◆ AIM OF THE TASK ◆
Copy every entry word for word. Skip the pictures.

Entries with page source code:
* Begin *

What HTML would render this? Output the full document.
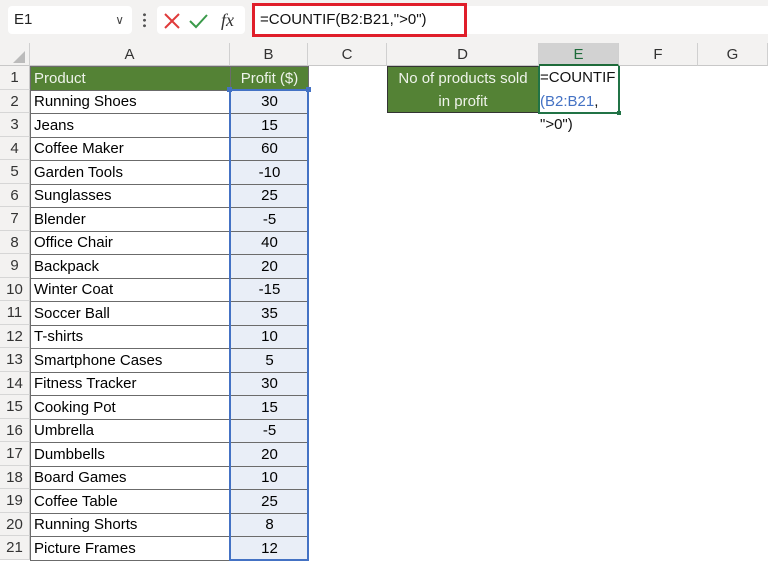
<!DOCTYPE html>
<html><head><meta charset="utf-8"><style>
*{margin:0;padding:0;box-sizing:border-box}
body{width:768px;height:559px;overflow:hidden;background:#fff;font-family:"Liberation Sans",sans-serif;position:relative}
.tb{position:absolute;left:0;top:0;width:768px;height:43px;background:#f3f2f1}
.abs{position:absolute}
.ch{position:absolute;top:43px;height:23px;background:#f3f2f1;border-right:1px solid #d0d0d0;border-bottom:1px solid #c8c8c8;font-size:15px;color:#333;text-align:center;line-height:23px}
.rh{position:absolute;left:0;width:30px;height:23.5px;background:#f3f2f1;border-bottom:1px solid #d6d6d6;border-right:1px solid #c8c8c8;font-size:15px;color:#333;text-align:center;line-height:23px}
table{position:absolute;left:30px;top:66px;border-collapse:collapse;font-size:15px}
td{height:23.5px;border:1px solid #6b6b6b;padding:0 3px;line-height:21px;white-space:nowrap}
td.a{width:200px}
td.b{width:78px;text-align:center;background:#e9eef7}
tr.h td{background:#548235;color:#eef3ea}
</style></head><body>
<div class="tb"></div>
<div class="abs" style="left:8px;top:6px;width:124px;height:28px;background:#fff;border-radius:4px;font-size:15px;line-height:28px;padding-left:6px;color:#222">E1<span style="position:absolute;right:8px;top:0;font-size:12px;color:#444">&#x2228;</span></div>
<div class="abs" style="left:143px;top:12px;width:3px;height:16px;background:radial-gradient(circle,#555 1.3px,transparent 1.6px) 0 0/3px 5.5px"></div>
<div class="abs" style="left:157px;top:6px;width:88px;height:28px;background:#fff;border-radius:4px"></div>
<svg class="abs" style="left:163px;top:11px" width="80" height="20"><path d="M2 3L16 17M16 3L2 17" stroke="#e03a3a" stroke-width="2"/><path d="M27 10L33 16L44 4" stroke="#3a9a4a" stroke-width="2" fill="none"/><text x="58" y="15" font-family="Liberation Serif" font-style="italic" font-size="18" fill="#333">fx</text></svg>
<div class="abs" style="left:252px;top:3px;width:215px;height:34px;background:#fff;border:3px solid #e01e2a;font-size:15px;line-height:28px;padding-left:5px;color:#111">=COUNTIF(B2:B21,"&gt;0")</div>
<div class="abs" style="left:467px;top:6px;width:301px;height:28px;background:#fff"></div>
<div class="ch" style="left:0;width:30px"></div>
<svg class="abs" style="left:12px;top:50px" width="14" height="14"><path d="M13 1L13 13L1 13Z" fill="#bbb"/></svg>
<div class="ch" style="left:30px;width:200px">A</div>
<div class="ch" style="left:230px;width:78px">B</div>
<div class="ch" style="left:308px;width:79px">C</div>
<div class="ch" style="left:387px;width:152px">D</div>
<div class="ch" style="left:539px;width:80px;background:#d2d2d2;color:#1e6b3a;border-bottom:2px solid #1e6b3a">E</div>
<div class="ch" style="left:619px;width:79px">F</div>
<div class="ch" style="left:698px;width:70px">G</div>
<div class="rh" style="top:66px">1</div><div class="rh" style="top:89.5px">2</div><div class="rh" style="top:113px">3</div><div class="rh" style="top:136.5px">4</div><div class="rh" style="top:160px">5</div><div class="rh" style="top:183.5px">6</div><div class="rh" style="top:207px">7</div><div class="rh" style="top:230.5px">8</div><div class="rh" style="top:254px">9</div><div class="rh" style="top:277.5px">10</div><div class="rh" style="top:301px">11</div><div class="rh" style="top:324.5px">12</div><div class="rh" style="top:348px">13</div><div class="rh" style="top:371.5px">14</div><div class="rh" style="top:395px">15</div><div class="rh" style="top:418.5px">16</div><div class="rh" style="top:442px">17</div><div class="rh" style="top:465.5px">18</div><div class="rh" style="top:489px">19</div><div class="rh" style="top:512.5px">20</div><div class="rh" style="top:536px">21</div>
<table>
<tr class="h"><td class="a">Product</td><td class="b" style="background:#548235">Profit ($)</td></tr>
<tr><td class="a">Running Shoes</td><td class="b">30</td></tr>
<tr><td class="a">Jeans</td><td class="b">15</td></tr>
<tr><td class="a">Coffee Maker</td><td class="b">60</td></tr>
<tr><td class="a">Garden Tools</td><td class="b">-10</td></tr>
<tr><td class="a">Sunglasses</td><td class="b">25</td></tr>
<tr><td class="a">Blender</td><td class="b">-5</td></tr>
<tr><td class="a">Office Chair</td><td class="b">40</td></tr>
<tr><td class="a">Backpack</td><td class="b">20</td></tr>
<tr><td class="a">Winter Coat</td><td class="b">-15</td></tr>
<tr><td class="a">Soccer Ball</td><td class="b">35</td></tr>
<tr><td class="a">T-shirts</td><td class="b">10</td></tr>
<tr><td class="a">Smartphone Cases</td><td class="b">5</td></tr>
<tr><td class="a">Fitness Tracker</td><td class="b">30</td></tr>
<tr><td class="a">Cooking Pot</td><td class="b">15</td></tr>
<tr><td class="a">Umbrella</td><td class="b">-5</td></tr>
<tr><td class="a">Dumbbells</td><td class="b">20</td></tr>
<tr><td class="a">Board Games</td><td class="b">10</td></tr>
<tr><td class="a">Coffee Table</td><td class="b">25</td></tr>
<tr><td class="a">Running Shorts</td><td class="b">8</td></tr>
<tr><td class="a">Picture Frames</td><td class="b">12</td></tr>
</table>
<div class="abs" style="left:229px;top:89px;width:80px;height:472px;border:2px solid #4472c4"></div>
<div class="abs" style="left:227px;top:87px;width:5px;height:5px;background:#4472c4"></div>
<div class="abs" style="left:306px;top:87px;width:5px;height:5px;background:#4472c4"></div>
<div class="abs" style="left:387px;top:66px;width:152px;height:47px;background:#548235;border:1px solid #333;color:#eef3ea;font-size:15px;text-align:center;line-height:23px">No of products sold<br>in profit</div>
<div class="abs" style="left:538px;top:66px;width:82px;height:48px;border:2px solid #217346;border-top:none"></div>
<div class="abs" style="left:617px;top:111px;width:4px;height:4px;background:#217346"></div>
<div class="abs" style="left:540px;top:66px;font-size:15px;line-height:23.5px;color:#111">=COUNTIF<br><span style="color:#4472c4">(B2:B21</span>,<br>"&gt;0")</div>
</body></html>
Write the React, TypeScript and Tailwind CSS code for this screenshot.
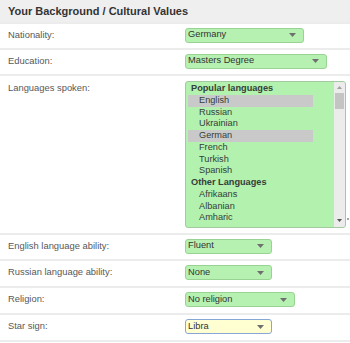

* End *

◆ RESULT BELOW ◆
What HTML would render this? Output the full document.
<!DOCTYPE html>
<html><head><meta charset="utf-8"><style>
*{margin:0;padding:0;box-sizing:border-box}
body{width:768px;height:559px;overflow:hidden;background:#fff;font-family:"Liberation Sans",sans-serif;position:relative}
.tb{position:absolute;left:0;top:0;width:768px;height:43px;background:#f3f2f1}
.abs{position:absolute}
.ch{position:absolute;top:43px;height:23px;background:#f3f2f1;border-right:1px solid #d0d0d0;border-bottom:1px solid #c8c8c8;font-size:15px;color:#333;text-align:center;line-height:23px}
.rh{position:absolute;left:0;width:30px;height:23.5px;background:#f3f2f1;border-bottom:1px solid #d6d6d6;border-right:1px solid #c8c8c8;font-size:15px;color:#333;text-align:center;line-height:23px}
table{position:absolute;left:30px;top:66px;border-collapse:collapse;font-size:15px}
td{height:23.5px;border:1px solid #6b6b6b;padding:0 3px;line-height:21px;white-space:nowrap}
td.a{width:200px}
td.b{width:78px;text-align:center;background:#e9eef7}
tr.h td{background:#548235;color:#eef3ea}
</style></head><body>
<div class="tb"></div>
<div class="abs" style="left:8px;top:6px;width:124px;height:28px;background:#fff;border-radius:4px;font-size:15px;line-height:28px;padding-left:6px;color:#222">E1<span style="position:absolute;right:8px;top:0;font-size:12px;color:#444">&#x2228;</span></div>
<div class="abs" style="left:143px;top:12px;width:3px;height:16px;background:radial-gradient(circle,#555 1.3px,transparent 1.6px) 0 0/3px 5.5px"></div>
<div class="abs" style="left:157px;top:6px;width:88px;height:28px;background:#fff;border-radius:4px"></div>
<svg class="abs" style="left:163px;top:11px" width="80" height="20"><path d="M2 3L16 17M16 3L2 17" stroke="#e03a3a" stroke-width="2"/><path d="M27 10L33 16L44 4" stroke="#3a9a4a" stroke-width="2" fill="none"/><text x="58" y="15" font-family="Liberation Serif" font-style="italic" font-size="18" fill="#333">fx</text></svg>
<div class="abs" style="left:252px;top:3px;width:215px;height:34px;background:#fff;border:3px solid #e01e2a;font-size:15px;line-height:28px;padding-left:5px;color:#111">=COUNTIF(B2:B21,"&gt;0")</div>
<div class="abs" style="left:467px;top:6px;width:301px;height:28px;background:#fff"></div>
<div class="ch" style="left:0;width:30px"></div>
<svg class="abs" style="left:12px;top:50px" width="14" height="14"><path d="M13 1L13 13L1 13Z" fill="#bbb"/></svg>
<div class="ch" style="left:30px;width:200px">A</div>
<div class="ch" style="left:230px;width:78px">B</div>
<div class="ch" style="left:308px;width:79px">C</div>
<div class="ch" style="left:387px;width:152px">D</div>
<div class="ch" style="left:539px;width:80px;background:#d2d2d2;color:#1e6b3a;border-bottom:2px solid #1e6b3a">E</div>
<div class="ch" style="left:619px;width:79px">F</div>
<div class="ch" style="left:698px;width:70px">G</div>
<div class="rh" style="top:66px">1</div><div class="rh" style="top:89.5px">2</div><div class="rh" style="top:113px">3</div><div class="rh" style="top:136.5px">4</div><div class="rh" style="top:160px">5</div><div class="rh" style="top:183.5px">6</div><div class="rh" style="top:207px">7</div><div class="rh" style="top:230.5px">8</div><div class="rh" style="top:254px">9</div><div class="rh" style="top:277.5px">10</div><div class="rh" style="top:301px">11</div><div class="rh" style="top:324.5px">12</div><div class="rh" style="top:348px">13</div><div class="rh" style="top:371.5px">14</div><div class="rh" style="top:395px">15</div><div class="rh" style="top:418.5px">16</div><div class="rh" style="top:442px">17</div><div class="rh" style="top:465.5px">18</div><div class="rh" style="top:489px">19</div><div class="rh" style="top:512.5px">20</div><div class="rh" style="top:536px">21</div>
<table>
<tr class="h"><td class="a">Product</td><td class="b" style="background:#548235">Profit ($)</td></tr>
<tr><td class="a">Running Shoes</td><td class="b">30</td></tr>
<tr><td class="a">Jeans</td><td class="b">15</td></tr>
<tr><td class="a">Coffee Maker</td><td class="b">60</td></tr>
<tr><td class="a">Garden Tools</td><td class="b">-10</td></tr>
<tr><td class="a">Sunglasses</td><td class="b">25</td></tr>
<tr><td class="a">Blender</td><td class="b">-5</td></tr>
<tr><td class="a">Office Chair</td><td class="b">40</td></tr>
<tr><td class="a">Backpack</td><td class="b">20</td></tr>
<tr><td class="a">Winter Coat</td><td class="b">-15</td></tr>
<tr><td class="a">Soccer Ball</td><td class="b">35</td></tr>
<tr><td class="a">T-shirts</td><td class="b">10</td></tr>
<tr><td class="a">Smartphone Cases</td><td class="b">5</td></tr>
<tr><td class="a">Fitness Tracker</td><td class="b">30</td></tr>
<tr><td class="a">Cooking Pot</td><td class="b">15</td></tr>
<tr><td class="a">Umbrella</td><td class="b">-5</td></tr>
<tr><td class="a">Dumbbells</td><td class="b">20</td></tr>
<tr><td class="a">Board Games</td><td class="b">10</td></tr>
<tr><td class="a">Coffee Table</td><td class="b">25</td></tr>
<tr><td class="a">Running Shorts</td><td class="b">8</td></tr>
<tr><td class="a">Picture Frames</td><td class="b">12</td></tr>
</table>
<div class="abs" style="left:229px;top:89px;width:80px;height:472px;border:2px solid #4472c4"></div>
<div class="abs" style="left:227px;top:87px;width:5px;height:5px;background:#4472c4"></div>
<div class="abs" style="left:306px;top:87px;width:5px;height:5px;background:#4472c4"></div>
<div class="abs" style="left:387px;top:66px;width:152px;height:47px;background:#548235;border:1px solid #333;color:#eef3ea;font-size:15px;text-align:center;line-height:23px">No of products sold<br>in profit</div>
<div class="abs" style="left:538px;top:66px;width:82px;height:48px;border:2px solid #217346;border-top:none"></div>
<div class="abs" style="left:617px;top:111px;width:4px;height:4px;background:#217346"></div>
<div class="abs" style="left:540px;top:66px;font-size:15px;line-height:23.5px;color:#111">=COUNTIF<br><span style="color:#4472c4">(B2:B21</span>,<br>"&gt;0")</div>
</body></html>
Write the React, TypeScript and Tailwind CSS code for this screenshot.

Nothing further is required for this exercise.